## begin GIVEN ENTRIES

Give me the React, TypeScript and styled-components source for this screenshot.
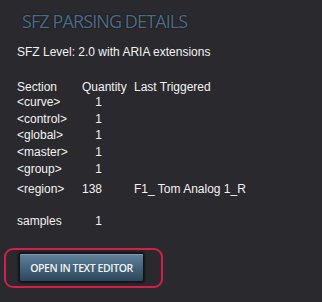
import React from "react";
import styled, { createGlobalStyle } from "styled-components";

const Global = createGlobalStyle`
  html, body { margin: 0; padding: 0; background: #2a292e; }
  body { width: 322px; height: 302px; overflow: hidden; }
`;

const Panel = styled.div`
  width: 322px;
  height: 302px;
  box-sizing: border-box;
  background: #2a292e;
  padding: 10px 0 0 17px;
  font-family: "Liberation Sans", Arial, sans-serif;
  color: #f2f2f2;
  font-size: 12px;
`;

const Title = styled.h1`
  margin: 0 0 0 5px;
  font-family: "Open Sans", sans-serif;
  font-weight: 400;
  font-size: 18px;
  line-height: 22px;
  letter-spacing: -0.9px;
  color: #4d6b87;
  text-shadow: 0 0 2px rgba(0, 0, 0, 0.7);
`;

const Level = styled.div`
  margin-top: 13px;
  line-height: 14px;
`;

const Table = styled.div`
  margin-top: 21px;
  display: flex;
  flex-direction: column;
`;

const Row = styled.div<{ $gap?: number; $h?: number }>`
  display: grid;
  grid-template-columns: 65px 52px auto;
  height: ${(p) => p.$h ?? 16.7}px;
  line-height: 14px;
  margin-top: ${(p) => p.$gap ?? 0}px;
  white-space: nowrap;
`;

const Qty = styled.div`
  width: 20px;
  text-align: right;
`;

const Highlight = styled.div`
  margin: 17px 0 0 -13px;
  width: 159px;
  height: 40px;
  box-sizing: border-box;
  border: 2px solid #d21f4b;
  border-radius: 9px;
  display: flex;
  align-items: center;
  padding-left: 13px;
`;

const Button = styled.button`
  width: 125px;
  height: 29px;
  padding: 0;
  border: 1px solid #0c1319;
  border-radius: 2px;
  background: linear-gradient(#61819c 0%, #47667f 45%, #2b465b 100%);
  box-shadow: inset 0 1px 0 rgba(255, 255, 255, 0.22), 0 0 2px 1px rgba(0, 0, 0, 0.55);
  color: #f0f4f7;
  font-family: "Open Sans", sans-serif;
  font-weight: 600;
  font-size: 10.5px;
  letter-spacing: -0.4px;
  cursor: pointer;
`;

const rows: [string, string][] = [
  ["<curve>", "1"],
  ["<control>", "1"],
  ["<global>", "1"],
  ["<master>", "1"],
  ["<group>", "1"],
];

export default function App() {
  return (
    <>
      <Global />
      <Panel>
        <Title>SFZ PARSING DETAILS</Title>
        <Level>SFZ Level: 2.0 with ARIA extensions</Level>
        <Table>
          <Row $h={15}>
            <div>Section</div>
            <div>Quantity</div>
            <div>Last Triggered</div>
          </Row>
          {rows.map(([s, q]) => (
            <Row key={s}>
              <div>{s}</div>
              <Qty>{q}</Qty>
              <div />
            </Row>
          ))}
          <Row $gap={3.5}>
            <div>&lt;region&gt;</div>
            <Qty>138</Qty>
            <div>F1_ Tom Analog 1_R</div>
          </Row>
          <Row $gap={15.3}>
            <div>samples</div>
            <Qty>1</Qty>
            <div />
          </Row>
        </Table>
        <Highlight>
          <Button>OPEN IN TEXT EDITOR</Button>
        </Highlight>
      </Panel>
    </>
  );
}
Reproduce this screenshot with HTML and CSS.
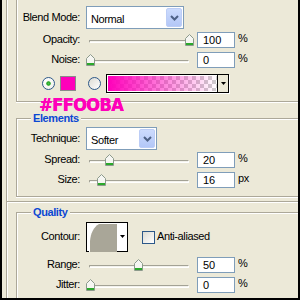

## end GIVEN ENTRIES

### TASK STATEMENT
Nothing but the pictures may be dropped; output the records above exactly.

### THE COMPLETED TASK
Give me the React, TypeScript and styled-components source for this screenshot.
import React from "react";
import styled, { createGlobalStyle } from "styled-components";

const Global = createGlobalStyle`
  html, body { margin: 0; padding: 0; background: #2a292e; }
  body { width: 322px; height: 302px; overflow: hidden; }
`;

const Panel = styled.div`
  width: 322px;
  height: 302px;
  box-sizing: border-box;
  background: #2a292e;
  padding: 10px 0 0 17px;
  font-family: "Liberation Sans", Arial, sans-serif;
  color: #f2f2f2;
  font-size: 12px;
`;

const Title = styled.h1`
  margin: 0 0 0 5px;
  font-family: "Open Sans", sans-serif;
  font-weight: 400;
  font-size: 18px;
  line-height: 22px;
  letter-spacing: -0.9px;
  color: #4d6b87;
  text-shadow: 0 0 2px rgba(0, 0, 0, 0.7);
`;

const Level = styled.div`
  margin-top: 13px;
  line-height: 14px;
`;

const Table = styled.div`
  margin-top: 21px;
  display: flex;
  flex-direction: column;
`;

const Row = styled.div<{ $gap?: number; $h?: number }>`
  display: grid;
  grid-template-columns: 65px 52px auto;
  height: ${(p) => p.$h ?? 16.7}px;
  line-height: 14px;
  margin-top: ${(p) => p.$gap ?? 0}px;
  white-space: nowrap;
`;

const Qty = styled.div`
  width: 20px;
  text-align: right;
`;

const Highlight = styled.div`
  margin: 17px 0 0 -13px;
  width: 159px;
  height: 40px;
  box-sizing: border-box;
  border: 2px solid #d21f4b;
  border-radius: 9px;
  display: flex;
  align-items: center;
  padding-left: 13px;
`;

const Button = styled.button`
  width: 125px;
  height: 29px;
  padding: 0;
  border: 1px solid #0c1319;
  border-radius: 2px;
  background: linear-gradient(#61819c 0%, #47667f 45%, #2b465b 100%);
  box-shadow: inset 0 1px 0 rgba(255, 255, 255, 0.22), 0 0 2px 1px rgba(0, 0, 0, 0.55);
  color: #f0f4f7;
  font-family: "Open Sans", sans-serif;
  font-weight: 600;
  font-size: 10.5px;
  letter-spacing: -0.4px;
  cursor: pointer;
`;

const rows: [string, string][] = [
  ["<curve>", "1"],
  ["<control>", "1"],
  ["<global>", "1"],
  ["<master>", "1"],
  ["<group>", "1"],
];

export default function App() {
  return (
    <>
      <Global />
      <Panel>
        <Title>SFZ PARSING DETAILS</Title>
        <Level>SFZ Level: 2.0 with ARIA extensions</Level>
        <Table>
          <Row $h={15}>
            <div>Section</div>
            <div>Quantity</div>
            <div>Last Triggered</div>
          </Row>
          {rows.map(([s, q]) => (
            <Row key={s}>
              <div>{s}</div>
              <Qty>{q}</Qty>
              <div />
            </Row>
          ))}
          <Row $gap={3.5}>
            <div>&lt;region&gt;</div>
            <Qty>138</Qty>
            <div>F1_ Tom Analog 1_R</div>
          </Row>
          <Row $gap={15.3}>
            <div>samples</div>
            <Qty>1</Qty>
            <div />
          </Row>
        </Table>
        <Highlight>
          <Button>OPEN IN TEXT EDITOR</Button>
        </Highlight>
      </Panel>
    </>
  );
}
Reproduce this screenshot with HTML and CSS.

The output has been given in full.